I forgot one thing when using the double-layout-setup or the screamernetsolution... Always bake particles and motions that could be randomised (like most) there are also a buch of nifty textures that tend to randomise in motion (the moving textures for example like ripples etc.) If you don't bake them you will see a jump in textures or particles when you glue the frames together in editing later on..

And I can sure say this: When you have rendered 20 hours to do render of an explosion, and you didn't bake the motions, and there is such a jump.. you could hit yourself whith a truck... it really sucks.. it happened to me once.. never again...

brayne
02-24-2005, 04:27 AM
Correct, it's the same thing. Only I do not like screamernet at all. I once tried to set it up, and it worked, but it was not as easy as I wanted it to be. Screamernet is not user-friendly (just my opinion)

Yes, you're quite right. ScreamerNet is extremely user-unfriendly. Of course there is a utility out there designed to make ScreamerNet easy...

Nope, I'd better stop myself there before I turn this into an advertisement for my own product ;)

Ge4-ce
02-24-2005, 04:44 AM
Yes, you're quite right. ScreamerNet is extremely user-unfriendly. Of course there is a utility out there designed to make ScreamerNet easy...

Nope, I'd better stop myself there before I turn this into an advertisement for my own product ;)

Yeah, you're right, I saw your product before, and I even downloaded the free version once. But I never tested it. I've read some good comments about your product. Once I have some more computers in my inventory, I will buy the pro version. Because the basic version is usefull, but also a teaser for the other products offcourse. Hey! I do find it just awesome that you give this basic version away for free! I'm a student however, and every eurocent must be saved.. :(

I still have to buy the Adobe CS package (the premium) before I graduate this year. Then I have all the official software needed to start working. boy software is expensive :(

Captain Obvious
02-24-2005, 05:39 PM
Odd, for 2 reasons, for one I'm d-a-m-n sure Newtek said it was coded for Altivec, and two, why can't you take advantage of spare cycles if you've got more threads - or at least when you're running 2 different apps? If it's too technical for this forum I understand, I take your word for it, I'm just curious...
A processor can only keep track of one thing at a time, essentially. It generally cannot send out instructions for two threads at once.

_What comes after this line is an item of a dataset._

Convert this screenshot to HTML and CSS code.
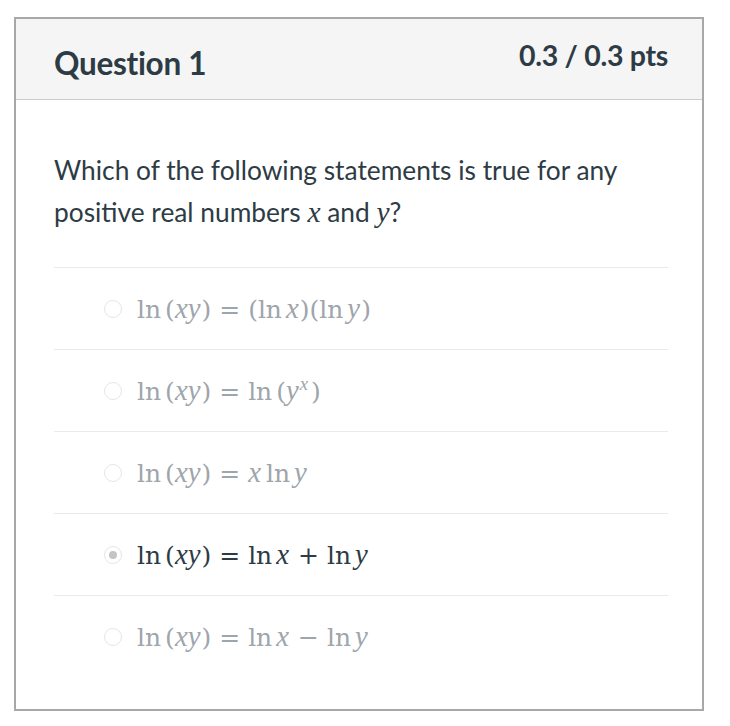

Lightwave's renderer supposedly uses double-precision floating points for rendering, AltiVec only does single-precision floating point calculations.

toby
02-24-2005, 08:50 PM
But then 8 threads shouldn't render faster on a dual...? :confused:

Ozzie
03-01-2005, 09:59 PM
Yeah, you're right, I saw your product before, and I even downloaded the free version once. But I never tested it. I've read some good comments about your product. Once I have some more computers in my inventory, I will buy the pro version. Because the basic version is usefull, but also a teaser for the other products offcourse. Hey! I do find it just awesome that you give this basic version away for free! I'm a student however, and every eurocent must be saved.. :(
I am using Renderfarm commander at work. We have a room full of G5 dual 2Ghz machines. I can hook up to 10 of them into my Mac using personal file sharing. Yesterday I was rendering 150 frames at 2min 30seconds per frame per machine. The whole thing was done in under an hour. On a single machine it would have taken over 6 hours. The best part is that I can work in Layout and Modeler whilst Renderfarm Commander is rendering with my machine as a render node. It is so easy to use. Nice work Bruce. Cheers mate.

Mark

brayne
03-01-2005, 10:24 PM
The best part is that I can work in Layout and Modeler whilst Renderfarm Commander is rendering with my machine as a render node. It is so easy to use. Nice work Bruce. Cheers mate.

Thanks for that Mark.

Wait until you see what I'm adding to RFC right now... ;)

Darrell
03-02-2005, 05:45 PM
I've rendered scenes with volumectics at 720x420 under 2 minutes on a G5...so i won't be so quick to say its a hardware problem...i'll go back & look at my settings & post them on here some day & show my render times to prove it

Captain Obvious
03-03-2005, 06:29 AM
But then 8 threads shouldn't render faster on a dual...? :confused:
Well, sometimes. Since LW isn't a bucket renderer, it simply divides the image into two, four or eight different parts and assigns one thread per part. If you have a dual-processor computer (ie, capable of rendering two threads at once), and set the threads to 2, sometimes one of the two parts will contain much more stuff to render than the other, so one of the threads will be completed long before the other. That means that after the first part is completed, one of the processors will sit idle while the other processor keeps working on the more complex part. If you set the threads to 4 or 8 instead, you can avoid this problem.

toby
03-03-2005, 11:31 AM
So it still only renders 2 threads at a time ( but apparently goes back and forth, it looks like it's doing all threads at once ) and the only extra speed is from having enough threads that no processor sits idle - I think I'm grasping it now

Captain Obvious
03-03-2005, 04:32 PM
Yes, essentially it is to make sure no processor is ever sitting idle. With too few threads, it can happen in some scenes. On a single-processor machine, it obviously never matters, because it won't be idle. It never needs to sit and wait.